You could almost say that God delighted in canonizing inconsistencies, trusting that we could use our [God given] intellect to figure out what it needed to mean.
Because, things change, don't they? A historical, analytical approach to studying the Bible tells us that time, place, and context matter. The Epistles of Paul were not written to us. They were written to the church in Corinth, or Thessalonica, or Ephesus. And by church, I mean incredibly small groups of people, gathered in someone's house, illegally I might add. They weren't written to the 2.1 billion of us, flaunting our religion around the world like we own the place.
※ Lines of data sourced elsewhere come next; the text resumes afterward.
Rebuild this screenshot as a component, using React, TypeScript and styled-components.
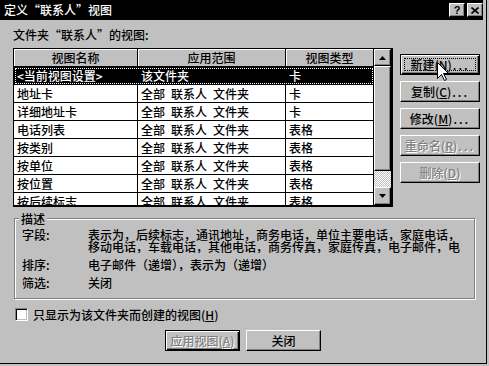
import React from "react";
import styled, { createGlobalStyle, css } from "styled-components";

const FONT = `"Noto Sans CJK SC", "Noto Sans CJK JP", "DejaVu Sans", sans-serif`;
const GRAY = "#c0c0c0";

const GlobalStyle = createGlobalStyle`
  * { box-sizing: border-box; }
  html, body { margin: 0; padding: 0; background: ${GRAY}; }
  body {
    width: 489px; height: 366px; overflow: hidden;
    font-family: ${FONT}; font-size: 12px; font-weight: 500; color: #000;
  }
`;

const raised = css`
  background: ${GRAY};
  border: 1px solid;
  border-color: #fff #000 #000 #fff;
  box-shadow: inset -1px -1px 0 #808080;
`;

const Window = styled.div`
  position: relative;
  width: 487px;
  height: 364px;
  background: ${GRAY};
  border-right: 1px solid #000;
  border-bottom: 1px solid #000;
  display: flex;
  flex-direction: column;
`;

const TitleBar = styled.div`
  height: 20px;
  margin-right: 3px;
  background: #000;
  color: #fff;
  display: flex;
  align-items: center;
  padding-left: 4px;
  line-height: 14px;
  font-size: 12px;
`;

const TitleText = styled.span`
  flex: 1;
`;

const TitleButton = styled.div`
  ${raised};
  width: 16px;
  height: 14px;
  display: flex;
  align-items: center;
  justify-content: center;
  color: #000;
  font: bold 11px "Liberation Sans", sans-serif;
  & + & { margin-left: 2px; }
`;

const Body = styled.div`
  display: flex;
  flex-direction: column;
  padding-left: 13px;
`;

const Caption = styled.div`
  margin-top: 8px;
  height: 14px;
  line-height: 14px;
`;

const MainRow = styled.div`
  display: flex;
  margin-top: 6px;
`;

const ListView = styled.div`
  width: 380px;
  height: 159px;
  border: 1px solid #000;
  border-right-width: 2px;
  border-bottom-width: 2px;
  display: flex;
  overflow: hidden;
  flex-shrink: 0;
`;

const Table = styled.div`
  width: 360px;
  display: flex;
  flex-direction: column;
  background: #fff;
  overflow: hidden;
`;

const Row = styled.div<{ $selected?: boolean }>`
  display: grid;
  grid-template-columns: 124px 148px 88px;
  height: 18px;
  flex-shrink: 0;
  line-height: 17px;
  ${(p) =>
    p.$selected &&
    css`
      background: #000;
      color: #fff;
      outline: 1px dotted #fff;
      outline-offset: -2px;
    `}
`;

const Cell = styled.div<{ $header?: boolean }>`
  border-right: 1px solid #000;
  border-bottom: 1px solid #000;
  padding-left: 3px;
  white-space: nowrap;
  overflow: hidden;
  ${(p) =>
    p.$header &&
    css`
      background: ${GRAY};
      text-align: center;
      padding-left: 0;
      box-shadow: inset 1px 1px 0 #fff;
    `}
`;

const ScrollBar = styled.div`
  width: 17px;
  display: flex;
  flex-direction: column;
  background: ${GRAY};
`;

const ScrollButton = styled.div<{ $h: number }>`
  ${raised};
  height: ${(p) => p.$h}px;
  display: flex;
  align-items: center;
  justify-content: center;
`;

const Thumb = styled.div<{ $h: number }>`
  ${raised};
  height: ${(p) => p.$h}px;
`;

const Track = styled.div`
  flex: 1;
  background: repeating-conic-gradient(#fff 0 25%, ${GRAY} 0 50%) 0 0 / 2px 2px;
`;

const ButtonColumn = styled.div`
  display: flex;
  flex-direction: column;
  gap: 6px;
  margin-left: 7px;
  padding-top: 6px;
`;

const Button = styled.div<{ $default?: boolean; $disabled?: boolean; $w?: number; $focus?: boolean }>`
  position: relative;
  width: ${(p) => p.$w ?? 80}px;
  height: 21px;
  flex-shrink: 0;
  display: flex;
  align-items: center;
  justify-content: center;
  line-height: 14px;
  white-space: nowrap;
  background: ${GRAY};
  border: 1px solid;
  border-color: #fff #000 #000 #fff;
  box-shadow: inset -1px -1px 0 #808080;
  ${(p) =>
    p.$default &&
    css`
      border: 1px solid #000;
      box-shadow: inset 1px 1px 0 #fff, inset -1px -1px 0 #000, inset -2px -2px 0 #808080;
    `}
  ${(p) =>
    p.$disabled &&
    css`
      color: #808080;
      text-shadow: 1px 1px 0 #fff;
    `}
  ${(p) =>
    p.$focus &&
    css`
      outline: 1px dotted #000;
      outline-offset: -5px;
    `}
`;

const Dots = styled.span`
  letter-spacing: 2px;
  margin-left: 1px;
`;

const GroupBox = styled.div`
  width: 461px;
  margin: 11px 0 0 1px;
  border: 1px solid #808080;
  box-shadow: 1px 1px 0 #fff, inset 1px 1px 0 #fff;
  padding: 0 0 9px 7px;
  display: flex;
  flex-direction: column;
`;

const GroupLegend = styled.div`
  align-self: flex-start;
  margin: -7px 0 0 -3px;
  padding: 0 2px;
  background: ${GRAY};
  line-height: 14px;
`;

const DescRow = styled.div<{ $gap: number }>`
  display: grid;
  grid-template-columns: 66px 372px;
  align-items: start;
  margin-top: ${(p) => p.$gap}px;
`;

const DescLine = styled.div`
  height: 12px;
  line-height: 12px;
  overflow: hidden;
  white-space: nowrap;
`;

const DescValue = styled.div`
  display: flex;
  flex-direction: column;
`;

const CheckRow = styled.div`
  display: flex;
  align-items: center;
  margin: 9px 0 0 2px;
  line-height: 13px;
`;

const CheckBox = styled.div`
  width: 13px;
  height: 13px;
  background: #fff;
  border: 1px solid;
  border-color: #808080 #fff #fff #808080;
  box-shadow: inset 1px 1px 0 #000, inset -1px -1px 0 ${GRAY};
  margin-right: 5px;
`;

const ButtonBar = styled.div`
  display: flex;
  justify-content: center;
  gap: 6px;
  margin-top: 9px;
`;

const Cursor = styled.svg`
  position: absolute;
  left: 437px;
  top: 62px;
`;

const Arrow = ({ up }: { up?: boolean }) => (
  <svg width="7" height="4" viewBox="0 0 7 4">
    <polygon points={up ? "3.5,0 7,4 0,4" : "0,0 7,0 3.5,4"} fill="#000" />
  </svg>
);

const ALL = "全部\u2002联系人\u2002文件夹";
const rows: [string, string, string][] = [
  ["<当前视图设置>", "该文件夹", "卡"],
  ["地址卡", ALL, "卡"],
  ["详细地址卡", ALL, "卡"],
  ["电话列表", ALL, "表格"],
  ["按类别", ALL, "表格"],
  ["按单位", ALL, "表格"],
  ["按位置", ALL, "表格"],
  ["按后续标志", ALL, "表格"],
];

export default function App() {
  return (
    <>
      <GlobalStyle />
      <Window>
        <TitleBar>
          <TitleText>定义“联系人”视图</TitleText>
          <TitleButton>?</TitleButton>
          <TitleButton>
            <svg width="8" height="7" viewBox="0 0 8 7">
              <path d="M0.5 0.5 L7.5 6.5 M7.5 0.5 L0.5 6.5" stroke="#000" strokeWidth="1.6" />
            </svg>
          </TitleButton>
        </TitleBar>
        <Body>
          <Caption>文件夹“联系人”的视图:</Caption>
          <MainRow>
            <ListView>
              <Table>
                <Row>
                  <Cell $header>视图名称</Cell>
                  <Cell $header>应用范围</Cell>
                  <Cell $header>视图类型</Cell>
                </Row>
                {rows.map((r, i) => (
                  <Row key={i} $selected={i === 0}>
                    {r.map((c, j) => (
                      <Cell key={j}>{c}</Cell>
                    ))}
                  </Row>
                ))}
              </Table>
              <ScrollBar>
                <ScrollButton $h={17}>
                  <Arrow up />
                </ScrollButton>
                <Thumb $h={105} />
                <Track />
                <ScrollButton $h={18}>
                  <Arrow />
                </ScrollButton>
              </ScrollBar>
            </ListView>
            <ButtonColumn>
              <Button $default $focus>
                新建(<u>N</u>)<Dots>...</Dots>
              </Button>
              <Button>
                复制(<u>C</u>)<Dots>...</Dots>
              </Button>
              <Button>
                修改(<u>M</u>)<Dots>...</Dots>
              </Button>
              <Button $disabled>
                重命名(<u>R</u>)<Dots>...</Dots>
              </Button>
              <Button $disabled>
                删除(<u>D</u>)
              </Button>
            </ButtonColumn>
          </MainRow>
          <GroupBox>
            <GroupLegend>描述</GroupLegend>
            <DescRow $gap={3}>
              <DescLine>字段:</DescLine>
              <DescValue>
                <DescLine>表示为，后续标志，通讯地址，商务电话，单位主要电话，家庭电话，</DescLine>
                <DescLine>移动电话，车载电话，其他电话，商务传真，家庭传真，电子邮件，电话</DescLine>
              </DescValue>
            </DescRow>
            <DescRow $gap={6}>
              <DescLine>排序:</DescLine>
              <DescLine>电子邮件（递增），表示为（递增）</DescLine>
            </DescRow>
            <DescRow $gap={6}>
              <DescLine>筛选:</DescLine>
              <DescLine>关闭</DescLine>
            </DescRow>
          </GroupBox>
          <CheckRow>
            <CheckBox />
            只显示为该文件夹而创建的视图(<u>H</u>)
          </CheckRow>
        </Body>
        <ButtonBar>
          <Button $default $disabled $w={75}>
            应用视图(<u>A</u>)
          </Button>
          <Button $w={75}>关闭</Button>
        </ButtonBar>
        <Cursor width="13" height="20" viewBox="0 0 13 20">
          <path
            d="M0.5 0.5 L0.5 16.5 L4.5 12.5 L7.5 18.5 L9.5 17.5 L6.5 11.5 L11.5 11.5 Z"
            fill="#fff"
            stroke="#000"
            strokeWidth="1"
          />
        </Cursor>
      </Window>
    </>
  );
}
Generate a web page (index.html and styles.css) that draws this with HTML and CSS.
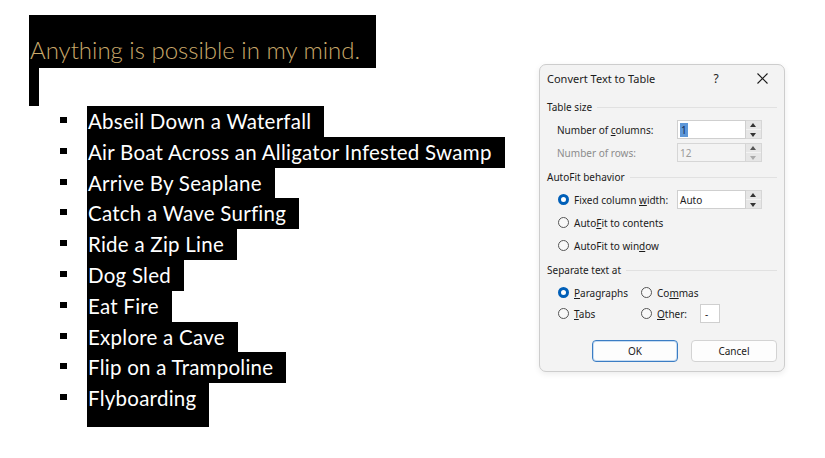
FILE: index.html
```html
<!DOCTYPE html>
<html>
<head>
<meta charset="utf-8">
<link rel="stylesheet" href="styles.css">
</head>
<body>
<div class="doc">
  <div class="title">Anything is possible in my mind.</div>
  <div class="para-mark"></div>
  <ul class="list">
    <li><span class="bullet"></span><span class="hl">Abseil Down a Waterfall</span></li>
    <li><span class="bullet"></span><span class="hl">Air Boat Across an Alligator Infested Swamp</span></li>
    <li><span class="bullet"></span><span class="hl">Arrive By Seaplane</span></li>
    <li><span class="bullet"></span><span class="hl">Catch a Wave Surfing</span></li>
    <li><span class="bullet"></span><span class="hl">Ride a Zip Line</span></li>
    <li><span class="bullet"></span><span class="hl">Dog Sled</span></li>
    <li><span class="bullet"></span><span class="hl">Eat Fire</span></li>
    <li><span class="bullet"></span><span class="hl">Explore a Cave</span></li>
    <li><span class="bullet"></span><span class="hl">Flip on a Trampoline</span></li>
    <li class="last"><span class="bullet"></span><span class="hl">Flyboarding</span></li>
  </ul>
</div>

<div class="dialog">
  <div class="titlebar">
    <span class="dlg-title">Convert Text to Table</span>
    <span class="help">?</span>
    <span class="close">
      <svg width="11" height="11" viewBox="0 0 11 11"><path d="M0.5 0.5 L10.5 10.5 M10.5 0.5 L0.5 10.5" stroke="#1a1a1a" stroke-width="1.1" fill="none"/></svg>
    </span>
  </div>

  <div class="section-head first"><span>Table size</span><span class="rule"></span></div>
  <div class="row">
    <span class="label">Number of <u>c</u>olumns:</span>
    <div class="spinbox">
      <div class="field"><span class="sel">1</span></div>
      <div class="spin"><span class="up"></span><span class="down"></span></div>
    </div>
  </div>
  <div class="row disabled">
    <span class="label">Number of rows:</span>
    <div class="spinbox">
      <div class="field">12</div>
      <div class="spin"><span class="up"></span><span class="down"></span></div>
    </div>
  </div>

  <div class="section-head"><span>AutoFit behavior</span><span class="rule"></span></div>
  <div class="row">
    <label class="radio-label"><span class="radio on"></span><span>Fixed column <u>w</u>idth:</span></label>
    <div class="spinbox">
      <div class="field">Auto</div>
      <div class="spin"><span class="up"></span><span class="down"></span></div>
    </div>
  </div>
  <div class="row"><label class="radio-label"><span class="radio"></span><span>Auto<u>F</u>it to contents</span></label></div>
  <div class="row"><label class="radio-label"><span class="radio"></span><span>AutoFit to win<u>d</u>ow</span></label></div>

  <div class="section-head sep"><span>Separate text at</span><span class="rule"></span></div>
  <div class="row grid2">
    <label class="radio-label col1"><span class="radio on"></span><span><u>P</u>aragraphs</span></label>
    <label class="radio-label"><span class="radio"></span><span>Co<u>m</u>mas</span></label>
  </div>
  <div class="row grid2 tight">
    <label class="radio-label col1"><span class="radio"></span><span><u>T</u>abs</span></label>
    <label class="radio-label"><span class="radio"></span><span><u>O</u>ther:</span><span class="other">-</span></label>
  </div>

  <div class="buttons">
    <button class="btn default">OK</button>
    <button class="btn">Cancel</button>
  </div>
</div>
</body>
</html>
```

FILE: styles.css
```css
html, body {
  margin: 0;
  padding: 0;
  background: #ffffff;
}

body {
  width: 825px;
  height: 458px;
  overflow: hidden;
  position: relative;
}

.doc {
  padding: 15px 0 0 29px;
}

.title {
  width: fit-content;
  background: #000;
  color: #c9a96b;
  font-family: "Lato", "Open Sans", sans-serif;
  font-weight: 300;
  font-size: 24px;
  line-height: 31px;
  padding: 19px 16px 3px 1px;
  white-space: nowrap;
}

.para-mark {
  width: 10px;
  height: 38px;
  background: #000;
}

.list {
  list-style: none;
  margin: 0;
  padding: 0;
}

.list li {
  display: flex;
  align-items: flex-start;
  height: 30.8px;
}

.list li.last {
  height: 44px;
}

.bullet {
  width: 7px;
  height: 6px;
  background: #000;
  margin: 11px 20px 0 31px;
  flex: none;
}

.hl {
  background: #000;
  color: #fff;
  font-family: "Lato", "Open Sans", sans-serif;
  font-size: 20.5px;
  letter-spacing: 0.25px;
  line-height: 30.8px;
  padding: 0 13px 0 1px;
  white-space: nowrap;
}

.list li.last .hl {
  padding-bottom: 13px;
}

/* Dialog */
.dialog {
  position: absolute;
  left: 539px;
  top: 64px;
  width: 246px;
  height: 308px;
  box-sizing: border-box;
  border: 1px solid #cdcdcd;
  border-radius: 7px;
  background: #f3f3f3;
  box-shadow: 0 2px 6px rgba(0,0,0,0.08);
  font-family: "Noto Sans", "Open Sans", sans-serif;
  font-size: 10px;
  color: #1b1b1b;
  padding: 0 7px 0 7px;
}

.titlebar {
  display: flex;
  align-items: center;
  height: 26px;
  margin-right: -7px;
}

.dlg-title {
  font-size: 11px;
  flex: 1;
}

.help {
  font-size: 12px;
  width: 20px;
  text-align: center;
  margin-right: 14px;
}

.close {
  width: 44px;
  display: flex;
  justify-content: center;
  align-items: center;
}

.close svg {
  display: block;
}

.section-head {
  display: flex;
  align-items: center;
  height: 16px;
  margin-top: 7px;
}

.section-head.first {
  margin-top: 8px;
}

.section-head.sep {
  margin-top: 7px;
}

.section-head .rule {
  flex: 1;
  height: 1px;
  background: #e1e1e1;
  margin-left: 5px;
}

.row {
  display: flex;
  align-items: center;
  height: 19px;
  margin-top: 4px;
  padding-left: 10px;
}

.section-head + .row {
  margin-top: 5px;
}

.row.tight {
  margin-top: 2px;
}

.label {
  width: 120px;
}

.row.disabled {
  color: #8c8c8c;
}

.spinbox {
  display: flex;
  height: 19px;
  width: 85px;
  margin-left: auto;
  margin-right: 15px;
  box-sizing: border-box;
}

.field {
  flex: 1;
  background: #fff;
  border: 1px solid #cfcfcf;
  display: flex;
  align-items: center;
  padding-left: 2px;
  box-sizing: border-box;
}

.row.disabled .field {
  background: #f3f3f3;
  border-color: #d6d6d6;
  color: #9a9a9a;
}

.sel {
  background: #5d97d8;
  color: #0c2855;
  padding: 0 1px;
  line-height: 14px;
}

.spin {
  width: 16px;
  display: flex;
  flex-direction: column;
  background: #e6e6e6;
  border: 1px solid #d6d6d6;
  border-left: none;
  box-sizing: border-box;
}

.spin span {
  flex: 1;
  position: relative;
}

.spin .up {
  border-bottom: 1px solid #f3f3f3;
}

.spin .up::after,
.spin .down::after {
  content: "";
  position: absolute;
  left: 4px;
  top: 2px;
  border-left: 3px solid transparent;
  border-right: 3px solid transparent;
}

.spin .up::after {
  border-bottom: 4px solid #333;
}

.spin .down::after {
  border-top: 4px solid #333;
  top: 3px;
}

.row.disabled .spin .up::after {
  border-bottom-color: #555;
}

.row.disabled .spin .down::after {
  border-top-color: #aaa;
}

.radio-label {
  display: flex;
  align-items: center;
  white-space: nowrap;
}

.grid2 .col1 {
  width: 83px;
}

.radio {
  width: 11px;
  height: 11px;
  box-sizing: border-box;
  border: 1px solid #555;
  border-radius: 50%;
  margin-right: 5px;
  margin-left: 1px;
  background: #f8f8f8;
  flex: none;
}

.radio.on {
  border: 3.5px solid #005fb8;
  background: #fff;
}

.other {
  display: inline-flex;
  align-items: center;
  width: 20px;
  height: 19px;
  box-sizing: border-box;
  border: 1px solid #cfcfcf;
  background: #fff;
  margin-left: 13px;
  padding-left: 4px;
}

.buttons {
  display: flex;
  justify-content: flex-end;
  gap: 13px;
  margin-top: 17px;
}

.btn {
  width: 86px;
  height: 22px;
  font-family: "Noto Sans", "Open Sans", sans-serif;
  font-size: 10px;
  color: #1b1b1b;
  background: #fdfdfd;
  border: 1px solid #d3d3d3;
  border-radius: 4px;
  padding: 0;
}

.btn.default {
  border: 1px solid #3b7dc4;
  box-shadow: inset 0 0 0 1px #c7dcf2;
}
```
Indeed, Inspired was so good, and covered such a rich variety of story types, that if I keep talking, I'm going to ruin it for you. So, I guess I'll leave you with this. If you have ever read the Bible and thought:
...how could God just leave Tamar like that?
...how could God call David a man after his own heart?
...Jesus sure does touch a lot of people he ain't supposed to, what's up with that?
...what's so bad about being a tax collector, anyway?
you should probably read this book. NOT because this book answers any of those questions. It doesn't. It doesn't even try to. Rather, Rachel Held Evans in her Southern mama wisdom, helps remind us that maybe having all the answers isn't actually the answer. Maybe reveling in the magic of the Bible is the Hokey Pokey. Maybe that IS what it's all about.